EUSPA’s recently published safety assessment guidelines for small airports represent a new, important achievement, Diani said. “We created these guidelines working together with EASA [European Union Aviation Safety Agency] and with the national air service providers, and we are aiming at the first implementation of EGNOS in small aerodromes, already next year [2022].”

The EU Green Deal is a clear expression of the Union’s prioritization of environmental performance at all levels of activity. “We believe EGNOS in aviation is contributing and will contribute even more to the Green Deal,” Diani said, “and we see this in at least four specific areas. First, EGNOS permits the possibility to reduce the distance flown, that means shorter trajectories, and accordingly fuel and CO2 emissions savings. Second, we can help to reduce the number of missed approaches. Third, we have more options for closer alternates, in case we have to select another aerodrome for landing.” 

Finally, Diani said, EGNOS supports more rationalized conventional radar operations. “We are now also setting up tools that permit us and users and airlines to estimate in a more precise way the fuel and CO2 savings.”

Drones Surge

Diani singled out drone operations as the most promising area for EGNOS development: “I think unmanned vehicles is a steeply growing market, in terms of numbers but also in terms of use cases. More and more, drones are used today in professional domains. A traditional surveyor or geometre once used to do their work with handheld tools, to inspect bridges, for example, and now they use drones.
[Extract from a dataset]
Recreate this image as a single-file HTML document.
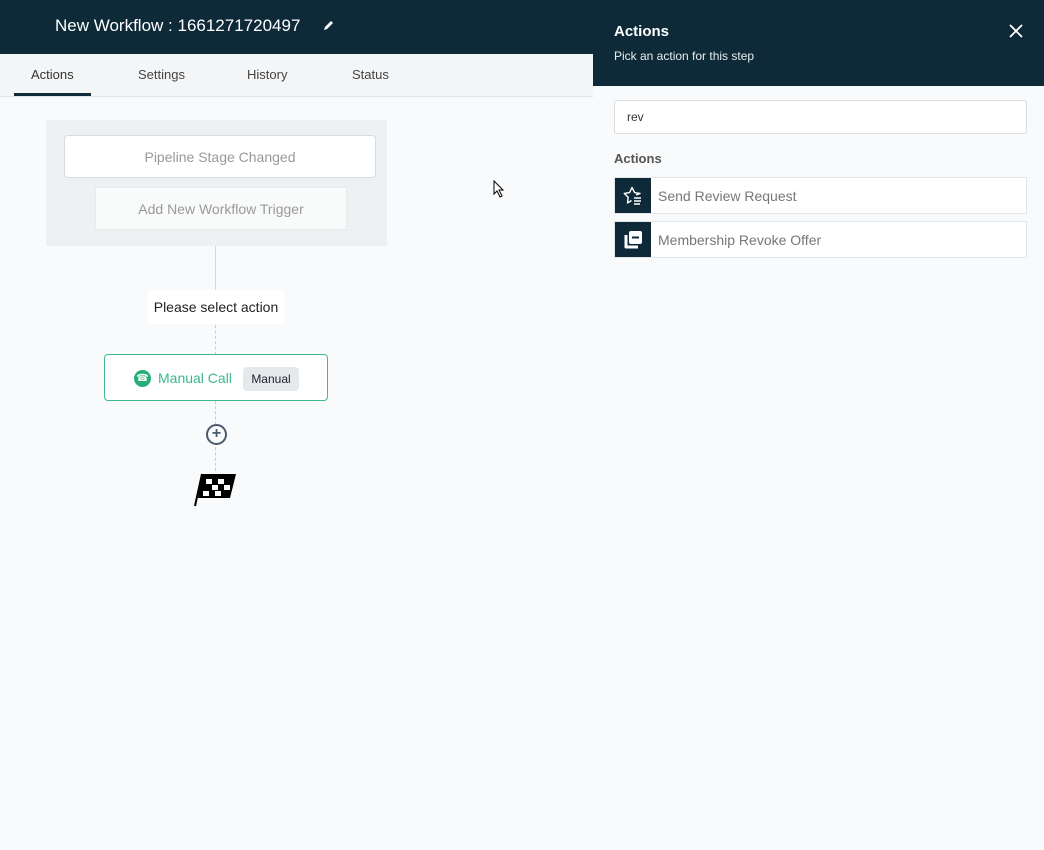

But UAVs are also coming for urban mobility.”

‘REALITY’ is a EUSPA-funded R&D project working to equip drones with EGNOS capabilities. “We are co-investing in this project to prepare drones for urban mobility. Here, the challenge we think is to adapt the manned aviation RNP [required navigation performance] and integrity concept, especially to define the narrow air corridors that are needed for drones,” Diani said.

Sea and Land

Turning to maritime matters, Diani said, “We already have EGNOS in our non‐SOLAS vessels, that is our leisure boats.” SOLAS (Safety of Life at Sea) is an important convention governing merchant ships. “And we also have EGNOS transmission by the current AIS and IALA navigation beacons. To go farther, we want to work for the maritime service in SOLAS vessel navigation, and also in autonomous vessels. EGNOS is complimenting IALA differential GNSS infrastructure. We are on track on our ambition to have our service for maritime, directly from the signal in space. And we have finalized the receiver guidelines, so now the receiver can be prepared.”

EGNOS is widely used in agriculture. Indeed, it is the leading technology used today in precision farming in Europe, Diani said, and also in the traditional surveying segment. “EGNOS and EGNSS in general are also widely used for wagon tracking in rail transport,” she said, “but here we also want to take a step forward, in the near future, we want to see EGNSS and EGNOS in train signaling.”
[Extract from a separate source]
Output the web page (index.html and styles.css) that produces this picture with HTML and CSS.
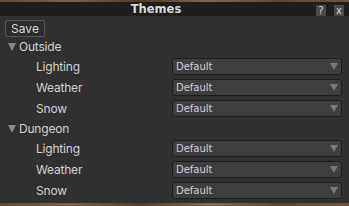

EUSPA is working to include EGNOS services within the European Rail Traffic Management System (ERTMS). The agency is supporting two ongoing mission studies aimed at defining EGNOS service for rail. “We also have two projects in our ‘Fundamental Elements’ program, that is the program for the development of receiver technologies, and we have also updated our rail signaling road map to include EGNOS, working with our main rail stakeholder associations.”